Excerpt from a dataset:

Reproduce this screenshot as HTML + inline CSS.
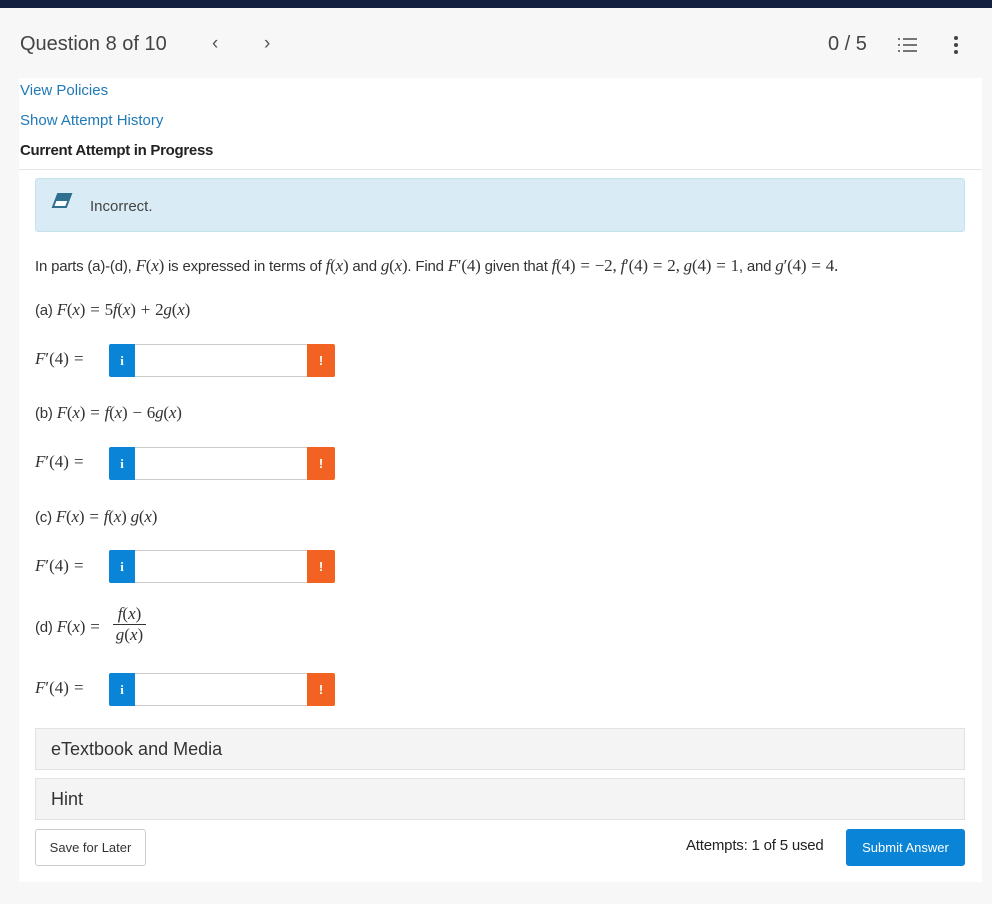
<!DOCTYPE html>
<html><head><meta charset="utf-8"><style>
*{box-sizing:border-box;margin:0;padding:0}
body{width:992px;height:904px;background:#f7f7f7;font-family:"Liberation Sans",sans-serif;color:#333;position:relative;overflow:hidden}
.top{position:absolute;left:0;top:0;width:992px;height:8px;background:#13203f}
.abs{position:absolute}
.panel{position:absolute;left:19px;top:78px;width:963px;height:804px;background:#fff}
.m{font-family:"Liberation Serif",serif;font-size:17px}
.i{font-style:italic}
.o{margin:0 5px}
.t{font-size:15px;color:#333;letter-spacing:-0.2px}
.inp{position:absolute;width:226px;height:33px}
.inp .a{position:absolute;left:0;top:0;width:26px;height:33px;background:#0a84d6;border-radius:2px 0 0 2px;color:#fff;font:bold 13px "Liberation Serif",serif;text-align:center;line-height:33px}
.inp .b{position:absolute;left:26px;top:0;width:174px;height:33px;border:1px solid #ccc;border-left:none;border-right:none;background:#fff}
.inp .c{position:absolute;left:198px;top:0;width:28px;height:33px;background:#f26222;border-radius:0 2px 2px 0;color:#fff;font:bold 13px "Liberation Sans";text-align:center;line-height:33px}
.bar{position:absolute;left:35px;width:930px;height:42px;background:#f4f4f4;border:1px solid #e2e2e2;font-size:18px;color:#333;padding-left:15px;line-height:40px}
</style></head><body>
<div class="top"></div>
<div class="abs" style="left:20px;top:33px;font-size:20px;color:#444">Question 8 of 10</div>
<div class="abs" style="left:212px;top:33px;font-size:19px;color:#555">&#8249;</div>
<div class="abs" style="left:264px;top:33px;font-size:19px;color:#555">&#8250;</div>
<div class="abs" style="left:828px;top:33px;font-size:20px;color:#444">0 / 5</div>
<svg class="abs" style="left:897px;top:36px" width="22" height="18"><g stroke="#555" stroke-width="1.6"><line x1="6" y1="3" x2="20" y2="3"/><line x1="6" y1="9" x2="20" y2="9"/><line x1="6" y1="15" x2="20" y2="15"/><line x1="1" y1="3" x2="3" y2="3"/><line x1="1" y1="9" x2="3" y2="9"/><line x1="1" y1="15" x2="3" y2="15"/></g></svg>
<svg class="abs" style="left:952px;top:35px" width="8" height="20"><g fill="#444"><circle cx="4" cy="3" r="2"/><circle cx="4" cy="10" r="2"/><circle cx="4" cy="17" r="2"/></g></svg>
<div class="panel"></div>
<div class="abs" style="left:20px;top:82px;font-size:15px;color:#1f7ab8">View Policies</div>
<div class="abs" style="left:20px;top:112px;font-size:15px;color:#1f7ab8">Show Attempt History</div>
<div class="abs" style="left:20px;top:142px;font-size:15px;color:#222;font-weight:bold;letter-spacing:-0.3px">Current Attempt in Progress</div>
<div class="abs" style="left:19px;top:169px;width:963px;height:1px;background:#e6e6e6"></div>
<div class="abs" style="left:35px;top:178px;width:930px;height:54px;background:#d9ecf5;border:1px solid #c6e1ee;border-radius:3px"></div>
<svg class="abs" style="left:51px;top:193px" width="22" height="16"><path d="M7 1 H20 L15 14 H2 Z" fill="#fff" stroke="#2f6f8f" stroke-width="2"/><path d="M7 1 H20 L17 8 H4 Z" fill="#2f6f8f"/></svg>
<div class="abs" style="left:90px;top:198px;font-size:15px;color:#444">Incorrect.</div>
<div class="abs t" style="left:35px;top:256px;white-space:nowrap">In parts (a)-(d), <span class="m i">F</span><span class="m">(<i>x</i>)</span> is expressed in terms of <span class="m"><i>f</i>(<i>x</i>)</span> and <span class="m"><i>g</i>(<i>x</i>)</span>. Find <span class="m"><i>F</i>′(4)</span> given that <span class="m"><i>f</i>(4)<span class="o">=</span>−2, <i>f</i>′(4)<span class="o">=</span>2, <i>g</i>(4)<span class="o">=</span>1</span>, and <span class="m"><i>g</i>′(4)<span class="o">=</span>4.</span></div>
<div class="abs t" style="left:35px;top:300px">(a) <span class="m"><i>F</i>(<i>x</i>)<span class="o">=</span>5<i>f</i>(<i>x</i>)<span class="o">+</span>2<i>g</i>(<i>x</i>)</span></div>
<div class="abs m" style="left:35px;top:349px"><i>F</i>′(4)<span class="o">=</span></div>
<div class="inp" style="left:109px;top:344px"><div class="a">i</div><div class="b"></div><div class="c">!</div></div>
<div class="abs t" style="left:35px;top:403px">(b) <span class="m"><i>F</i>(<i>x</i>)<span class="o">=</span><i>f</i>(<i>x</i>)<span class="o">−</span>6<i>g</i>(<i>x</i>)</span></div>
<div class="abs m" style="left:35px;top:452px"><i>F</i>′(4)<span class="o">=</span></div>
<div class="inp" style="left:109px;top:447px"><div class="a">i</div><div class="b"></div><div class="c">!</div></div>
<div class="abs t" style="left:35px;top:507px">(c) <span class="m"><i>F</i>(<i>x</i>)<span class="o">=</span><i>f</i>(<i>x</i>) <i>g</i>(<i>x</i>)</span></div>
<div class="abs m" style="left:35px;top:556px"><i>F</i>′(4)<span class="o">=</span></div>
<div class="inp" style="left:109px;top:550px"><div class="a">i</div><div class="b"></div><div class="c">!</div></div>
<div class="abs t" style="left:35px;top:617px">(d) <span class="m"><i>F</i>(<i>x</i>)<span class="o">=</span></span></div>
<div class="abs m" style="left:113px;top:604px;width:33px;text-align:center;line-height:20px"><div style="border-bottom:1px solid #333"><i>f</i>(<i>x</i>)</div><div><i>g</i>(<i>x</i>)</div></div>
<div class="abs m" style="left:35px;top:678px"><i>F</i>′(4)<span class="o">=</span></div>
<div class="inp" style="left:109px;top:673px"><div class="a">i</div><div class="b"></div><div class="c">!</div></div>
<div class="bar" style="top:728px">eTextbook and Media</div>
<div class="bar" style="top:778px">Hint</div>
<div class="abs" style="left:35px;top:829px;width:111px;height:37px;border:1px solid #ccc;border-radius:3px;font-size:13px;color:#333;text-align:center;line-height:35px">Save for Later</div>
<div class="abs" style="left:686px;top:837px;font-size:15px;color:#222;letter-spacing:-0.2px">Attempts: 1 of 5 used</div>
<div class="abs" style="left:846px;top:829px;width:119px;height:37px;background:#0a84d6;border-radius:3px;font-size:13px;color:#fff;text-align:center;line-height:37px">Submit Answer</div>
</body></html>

...

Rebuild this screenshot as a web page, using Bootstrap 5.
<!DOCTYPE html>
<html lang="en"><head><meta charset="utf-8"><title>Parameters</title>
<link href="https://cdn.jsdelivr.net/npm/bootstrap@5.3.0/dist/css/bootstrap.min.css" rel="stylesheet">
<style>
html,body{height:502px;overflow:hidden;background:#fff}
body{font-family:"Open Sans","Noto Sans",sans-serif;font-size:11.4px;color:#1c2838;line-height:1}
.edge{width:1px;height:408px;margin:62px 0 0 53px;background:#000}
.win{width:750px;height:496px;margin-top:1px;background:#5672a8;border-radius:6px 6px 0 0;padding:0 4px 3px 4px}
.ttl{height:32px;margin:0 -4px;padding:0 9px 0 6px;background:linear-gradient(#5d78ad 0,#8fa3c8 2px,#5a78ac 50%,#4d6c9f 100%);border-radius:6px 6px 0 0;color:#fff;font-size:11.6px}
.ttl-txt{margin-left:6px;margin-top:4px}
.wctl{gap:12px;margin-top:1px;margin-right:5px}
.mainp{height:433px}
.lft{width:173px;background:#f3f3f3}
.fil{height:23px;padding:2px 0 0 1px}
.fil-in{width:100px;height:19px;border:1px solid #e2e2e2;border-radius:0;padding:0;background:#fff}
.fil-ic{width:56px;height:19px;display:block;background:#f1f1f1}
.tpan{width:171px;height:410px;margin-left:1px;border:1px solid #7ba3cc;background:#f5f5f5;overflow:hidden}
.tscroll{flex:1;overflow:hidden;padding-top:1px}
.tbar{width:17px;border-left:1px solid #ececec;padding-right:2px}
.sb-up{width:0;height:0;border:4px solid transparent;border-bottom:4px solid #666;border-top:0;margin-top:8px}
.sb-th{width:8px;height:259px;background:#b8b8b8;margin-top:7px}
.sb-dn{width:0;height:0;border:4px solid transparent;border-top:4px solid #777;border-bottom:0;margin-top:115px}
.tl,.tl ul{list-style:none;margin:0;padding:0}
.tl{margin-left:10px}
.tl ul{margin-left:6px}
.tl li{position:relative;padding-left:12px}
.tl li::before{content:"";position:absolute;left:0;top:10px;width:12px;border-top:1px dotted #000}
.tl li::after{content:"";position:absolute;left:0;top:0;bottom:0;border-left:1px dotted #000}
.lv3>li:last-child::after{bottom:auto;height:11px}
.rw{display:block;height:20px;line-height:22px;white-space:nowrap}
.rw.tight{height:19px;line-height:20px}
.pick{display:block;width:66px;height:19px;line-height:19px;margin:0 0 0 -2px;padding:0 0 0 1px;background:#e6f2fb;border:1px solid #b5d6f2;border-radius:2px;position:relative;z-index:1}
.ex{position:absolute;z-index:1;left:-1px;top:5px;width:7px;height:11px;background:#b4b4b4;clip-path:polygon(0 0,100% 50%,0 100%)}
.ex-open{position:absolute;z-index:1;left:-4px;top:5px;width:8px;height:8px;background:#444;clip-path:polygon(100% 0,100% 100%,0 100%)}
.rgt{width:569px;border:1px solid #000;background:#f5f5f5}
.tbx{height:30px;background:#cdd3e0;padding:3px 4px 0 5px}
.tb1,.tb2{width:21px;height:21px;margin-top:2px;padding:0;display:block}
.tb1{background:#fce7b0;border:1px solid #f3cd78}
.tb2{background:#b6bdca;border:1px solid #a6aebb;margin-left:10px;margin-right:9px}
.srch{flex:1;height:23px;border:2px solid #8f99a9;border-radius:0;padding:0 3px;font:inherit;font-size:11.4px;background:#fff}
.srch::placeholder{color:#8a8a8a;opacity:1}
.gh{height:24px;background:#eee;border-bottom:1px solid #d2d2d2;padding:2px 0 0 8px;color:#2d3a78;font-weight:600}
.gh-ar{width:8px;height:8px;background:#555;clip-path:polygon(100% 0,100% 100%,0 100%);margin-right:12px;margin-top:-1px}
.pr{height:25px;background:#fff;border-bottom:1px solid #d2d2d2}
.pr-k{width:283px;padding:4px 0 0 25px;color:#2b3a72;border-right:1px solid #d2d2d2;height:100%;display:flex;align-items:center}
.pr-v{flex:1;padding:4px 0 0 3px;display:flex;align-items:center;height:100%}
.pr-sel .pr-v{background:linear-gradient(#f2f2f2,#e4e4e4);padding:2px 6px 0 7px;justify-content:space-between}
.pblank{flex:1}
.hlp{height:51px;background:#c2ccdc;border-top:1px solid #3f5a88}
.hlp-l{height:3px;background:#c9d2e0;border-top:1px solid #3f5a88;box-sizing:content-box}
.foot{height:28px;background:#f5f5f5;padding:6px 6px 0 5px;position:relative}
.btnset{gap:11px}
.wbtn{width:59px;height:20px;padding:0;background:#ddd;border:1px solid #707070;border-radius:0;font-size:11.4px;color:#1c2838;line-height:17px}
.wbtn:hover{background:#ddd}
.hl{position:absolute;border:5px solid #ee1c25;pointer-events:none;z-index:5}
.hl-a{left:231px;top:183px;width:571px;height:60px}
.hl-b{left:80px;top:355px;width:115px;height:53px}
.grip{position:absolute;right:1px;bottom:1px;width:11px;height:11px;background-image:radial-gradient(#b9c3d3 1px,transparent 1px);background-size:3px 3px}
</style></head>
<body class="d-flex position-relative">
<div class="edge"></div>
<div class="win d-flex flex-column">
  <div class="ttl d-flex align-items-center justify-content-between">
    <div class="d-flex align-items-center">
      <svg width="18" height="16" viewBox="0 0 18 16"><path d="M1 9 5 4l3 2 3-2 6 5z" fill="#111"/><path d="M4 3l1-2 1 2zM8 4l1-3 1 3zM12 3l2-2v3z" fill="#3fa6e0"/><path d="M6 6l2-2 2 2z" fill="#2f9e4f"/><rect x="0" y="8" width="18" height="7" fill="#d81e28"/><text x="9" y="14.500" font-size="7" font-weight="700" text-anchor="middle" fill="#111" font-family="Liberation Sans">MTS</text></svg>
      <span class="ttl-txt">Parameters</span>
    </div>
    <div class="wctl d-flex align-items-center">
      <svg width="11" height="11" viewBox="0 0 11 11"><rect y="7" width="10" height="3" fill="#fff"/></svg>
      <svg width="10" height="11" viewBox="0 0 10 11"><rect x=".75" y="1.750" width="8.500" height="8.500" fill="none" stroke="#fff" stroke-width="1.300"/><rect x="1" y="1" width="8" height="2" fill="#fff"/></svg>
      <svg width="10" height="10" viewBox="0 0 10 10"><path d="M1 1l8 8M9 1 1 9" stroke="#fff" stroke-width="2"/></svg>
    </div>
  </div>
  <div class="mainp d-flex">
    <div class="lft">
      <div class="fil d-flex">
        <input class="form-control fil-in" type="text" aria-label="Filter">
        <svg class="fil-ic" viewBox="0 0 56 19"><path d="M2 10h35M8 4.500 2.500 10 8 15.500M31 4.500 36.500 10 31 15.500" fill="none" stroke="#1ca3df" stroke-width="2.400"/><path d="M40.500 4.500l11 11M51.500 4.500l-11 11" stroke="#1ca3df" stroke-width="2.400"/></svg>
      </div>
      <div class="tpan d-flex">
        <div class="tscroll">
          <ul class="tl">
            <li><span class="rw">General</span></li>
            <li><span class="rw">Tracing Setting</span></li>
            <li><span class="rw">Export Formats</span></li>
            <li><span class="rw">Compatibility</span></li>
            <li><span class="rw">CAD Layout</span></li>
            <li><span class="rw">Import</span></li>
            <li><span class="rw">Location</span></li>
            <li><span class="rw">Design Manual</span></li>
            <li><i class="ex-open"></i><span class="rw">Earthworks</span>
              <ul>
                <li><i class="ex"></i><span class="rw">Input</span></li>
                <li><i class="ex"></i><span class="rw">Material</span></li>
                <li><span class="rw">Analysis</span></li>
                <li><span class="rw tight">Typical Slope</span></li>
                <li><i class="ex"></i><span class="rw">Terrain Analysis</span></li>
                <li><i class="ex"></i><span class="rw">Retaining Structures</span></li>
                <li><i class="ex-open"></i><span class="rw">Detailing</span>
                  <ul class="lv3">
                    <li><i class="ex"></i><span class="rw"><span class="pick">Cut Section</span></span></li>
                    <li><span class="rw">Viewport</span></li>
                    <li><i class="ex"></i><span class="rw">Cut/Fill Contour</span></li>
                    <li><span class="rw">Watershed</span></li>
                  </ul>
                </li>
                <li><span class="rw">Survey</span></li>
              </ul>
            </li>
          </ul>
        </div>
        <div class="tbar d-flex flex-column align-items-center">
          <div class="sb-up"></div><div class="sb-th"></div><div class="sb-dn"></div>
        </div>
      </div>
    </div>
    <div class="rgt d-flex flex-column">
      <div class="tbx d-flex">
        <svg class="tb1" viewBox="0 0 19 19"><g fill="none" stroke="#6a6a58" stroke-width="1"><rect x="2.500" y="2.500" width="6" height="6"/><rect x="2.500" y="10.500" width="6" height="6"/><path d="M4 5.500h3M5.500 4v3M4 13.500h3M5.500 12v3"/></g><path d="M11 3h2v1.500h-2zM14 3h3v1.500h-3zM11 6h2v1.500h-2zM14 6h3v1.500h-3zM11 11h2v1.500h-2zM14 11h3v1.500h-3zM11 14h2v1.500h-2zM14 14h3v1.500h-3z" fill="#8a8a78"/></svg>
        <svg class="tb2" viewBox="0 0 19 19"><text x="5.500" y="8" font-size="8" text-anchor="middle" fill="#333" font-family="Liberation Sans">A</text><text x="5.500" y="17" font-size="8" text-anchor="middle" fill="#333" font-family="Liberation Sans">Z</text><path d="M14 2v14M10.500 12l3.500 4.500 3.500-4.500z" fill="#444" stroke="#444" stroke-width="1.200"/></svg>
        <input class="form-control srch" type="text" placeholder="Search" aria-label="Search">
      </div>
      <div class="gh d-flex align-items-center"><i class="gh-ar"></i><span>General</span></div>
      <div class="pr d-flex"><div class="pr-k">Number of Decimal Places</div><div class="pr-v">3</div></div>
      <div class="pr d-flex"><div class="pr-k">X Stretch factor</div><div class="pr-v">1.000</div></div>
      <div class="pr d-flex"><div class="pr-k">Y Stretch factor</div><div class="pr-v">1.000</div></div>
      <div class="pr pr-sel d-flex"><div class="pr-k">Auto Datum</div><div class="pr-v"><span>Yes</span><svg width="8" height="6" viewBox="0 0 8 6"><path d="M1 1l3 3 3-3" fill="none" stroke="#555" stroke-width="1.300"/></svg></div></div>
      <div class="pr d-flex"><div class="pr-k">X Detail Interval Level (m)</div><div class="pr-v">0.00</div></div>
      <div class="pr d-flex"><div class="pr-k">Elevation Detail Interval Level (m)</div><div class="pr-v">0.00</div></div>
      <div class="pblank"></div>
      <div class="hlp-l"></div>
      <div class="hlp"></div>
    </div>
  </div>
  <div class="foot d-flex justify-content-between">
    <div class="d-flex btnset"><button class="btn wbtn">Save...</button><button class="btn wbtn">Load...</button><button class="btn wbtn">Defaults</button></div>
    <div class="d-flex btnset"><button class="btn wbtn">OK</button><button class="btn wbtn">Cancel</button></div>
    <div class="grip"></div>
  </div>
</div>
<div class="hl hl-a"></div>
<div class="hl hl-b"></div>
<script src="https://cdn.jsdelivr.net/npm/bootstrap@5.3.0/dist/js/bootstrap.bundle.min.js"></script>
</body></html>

__THE EXERCISE__. Scan the records above for the string "this", then report every line that contains it.

__THE REPLY__.
Reproduce this screenshot as HTML + inline CSS.
Rebuild this screenshot as a web page, using Bootstrap 5.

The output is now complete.